“I think we make really useful, beautiful products that are fun to use. But we’re also supporting so many local American workers as well,” Immodest Cotton founder Shira Entis says.
Back in 2009, Shira Entis saw the devastation brought to the American manufacturing sector by the Great Recession and decided to do something about it. With so many workers out of a job, especially in her hometown of New York City, “we thought that it would be important to do something – even a small contribution – to support American workers, especially in our local area,” Entis said.
In the years since then, her company, now known as Immodest Cotton, has done precisely that.
Originally launched under the company name Fleabags, Immodest Cotton specializes in “creating sturdy, useful bags and accessories that bring joy in their everyday use.” While their canvas items source fabrics from small, family-run operations in India, all the leather goods are assembled and made in the United States. Immodest Cotton’s designs originate in their studio, based in New York City, while their manufacturing takes place in a factory located in New Jersey.
“I really love knowing personally the people I work with,” Entis said. “It feels like a collaboration. It feels like I’m part of the process. It’s not happening at a satellite [factory abroad, where] you don’t know what’s going on. I go to my factory often and we’re in constant contact.”
“There’s nothing like face-to-face time,” she added. “It’s why I enjoy this business, because I get to work with so many people and talk to people and meet people – that enriches your day-to-day life and experience.”
Enriching your day-to-day life is a big part of Immodest Cotton’s business model as well.
“They’re simple goods,” said Entis, “but they’re not that kind of canvas bag that you use and put in your closet as soon as you get home.”
Quite the opposite, in fact. Immodest Cotton’s line of products includes everything from tote bags to wallets. (They’re even working on creating a leather moccasin with a factory in Minnesota!) What is notable is the sheer amount of thought and effort put into every aspect of their products.
For example, the leather handles on Immodest Cotton canvas bags are all removable so that you can toss the bag in the washer when it gets dirty. All the hardware, down the very rivets, were developed by Immodest Cotton to ensure that it works the way they are designed to work.
The leather used to craft Immodest Cotton’s leather bags very nearly deserves a profile of its own.
“From the beginning, it was really important to us to be as environmentally sustainable as possible. One way [of doing that] is using leathers that are minimally processed,” Entis said.
More specifically, Immodest Cotton uses a type of leather known as undyed vegetable tanned leather. One of the benefits of using this leather is that the leather patinas over time as it absorbs your skin’s natural oils and gains exposure to the sun.
“Basically, it’s like if you go out and you’re not wearing suntan lotion,” Entis explained. As customers use their bag, then, the leather ages, becoming darker and shiny. The resulting look is one unique to each customer’s lived experiences.
“And so not only do you kind of have this different-looking product, but it also contains your personal history. It looks like what you’ve done, your oils, where you’ve gone — that beach vacation, that time that you were out to dinner here or wherever.”

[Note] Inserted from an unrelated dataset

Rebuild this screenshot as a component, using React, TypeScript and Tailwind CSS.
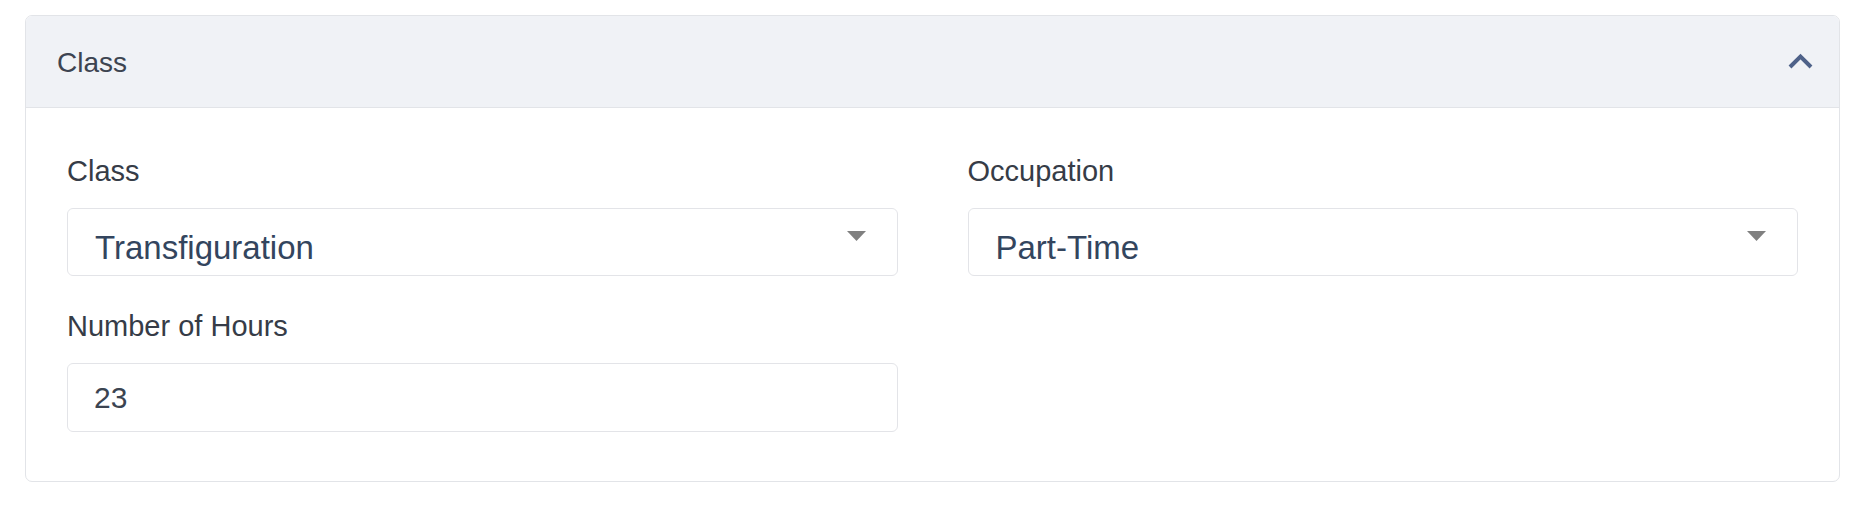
import React from 'react';

const Caret = ({ className }: { className?: string }) => (
  <svg className={className} width="19" height="10" viewBox="0 0 19 10">
    <polygon points="0,0 19,0 9.5,10" fill="#808080" />
  </svg>
);

const SelectBox = ({ value }: { value: string }) => (
  <div className="flex h-[68px] items-center justify-between rounded-[6px] border border-[#e3e4e8] bg-white pl-[27px] pr-[31px]">
    <span className="mt-[11px] text-[33px] leading-none text-[#33455e]">{value}</span>
    <Caret className="mb-[13px]" />
  </div>
);

const Label = ({ children }: { children: React.ReactNode }) => (
  <div className="mb-[17px] text-[29px] leading-[40px] text-[#363c47]">{children}</div>
);

export default function App() {
  return (
    <div className="min-h-screen bg-white pl-[25px] pt-[15px]" style={{ fontFamily: '"Liberation Sans", Arial, sans-serif' }}>
      <div className="w-[1815px] overflow-hidden rounded-[7px] border border-[#e2e4e8] bg-white">
        <div className="flex h-[92px] items-center justify-between border-b border-[#e2e4e8] bg-[#f0f2f6] pl-[31px] pr-[26px]">
          <span className="pt-[3px] text-[28px] leading-none text-[#3d4451]">Class</span>
          <svg width="25" height="16" viewBox="0 0 25 16" className="mb-[1px]">
            <polyline points="2,14 12.5,3.5 23,14" fill="none" stroke="#4f6289" strokeWidth="4" />
          </svg>
        </div>
        <div className="grid grid-cols-2 gap-x-[70px] gap-y-[30px] px-[41px] pb-[49px] pt-[43px]">
          <div>
            <Label>Class</Label>
            <SelectBox value="Transfiguration" />
          </div>
          <div>
            <Label>Occupation</Label>
            <SelectBox value="Part-Time" />
          </div>
          <div>
            <Label>Number of Hours</Label>
            <div className="flex h-[69px] items-center rounded-[6px] border border-[#e3e4e8] bg-white pl-[26px]">
              <span className="text-[30px] leading-none text-[#3b4451]">23</span>
            </div>
          </div>
        </div>
      </div>
    </div>
  );
}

That said, Immodest Cotton sees some seasonal changes in customers’ interest in their bags. While their tote bags and canvas products tend to dominate the warmer months, there is a noticeable increase in the sales of leather goods in the winter months.
You can find Immodest Cotton’s products located in several small boutiques and larger stores, mostly located in the United States. The company also works with West Elm. But, at the end of the day, “I’m a big proponent of direct to customer,” said Entis – which explains why the bulk of their sales come from their online shop.
Looking at their primary customer base, “I would love to get a bigger audience in the Midwest and the South,” said Entis. Currently, Immodest Cotton sees a majority of their sales from customers located on the East and West Coasts. “Usually it’s an urban customer, woman, around 25 to 45 or 50 years of age,” Entis said.
With the quality of their products and the personal drive of the team behind Immodest Cotton, we have no doubt that their customer base will continue to grow. As a women-owned, small business, sometimes Entis feels as though “there are assumptions about…what we’re good at, what we excel at. Like oh, we’re good at design but we don’t have a knack for business. Or that we’re good at schmoozing or socializing, but not necessarily the numbers or the legal element.”
But with Immodest Cotton, Entis is here to prove those assumptions wrong. Offering customers American-made leather goods and American-assembled canvas goods, Immodest Cotton continues to contribute toward the fight to keep the American manufacturing sector alive and well.
“We wanted to be a part of the process of maintaining what was still left here,” said Entis, “and hopefully it’s bringing some of it back.”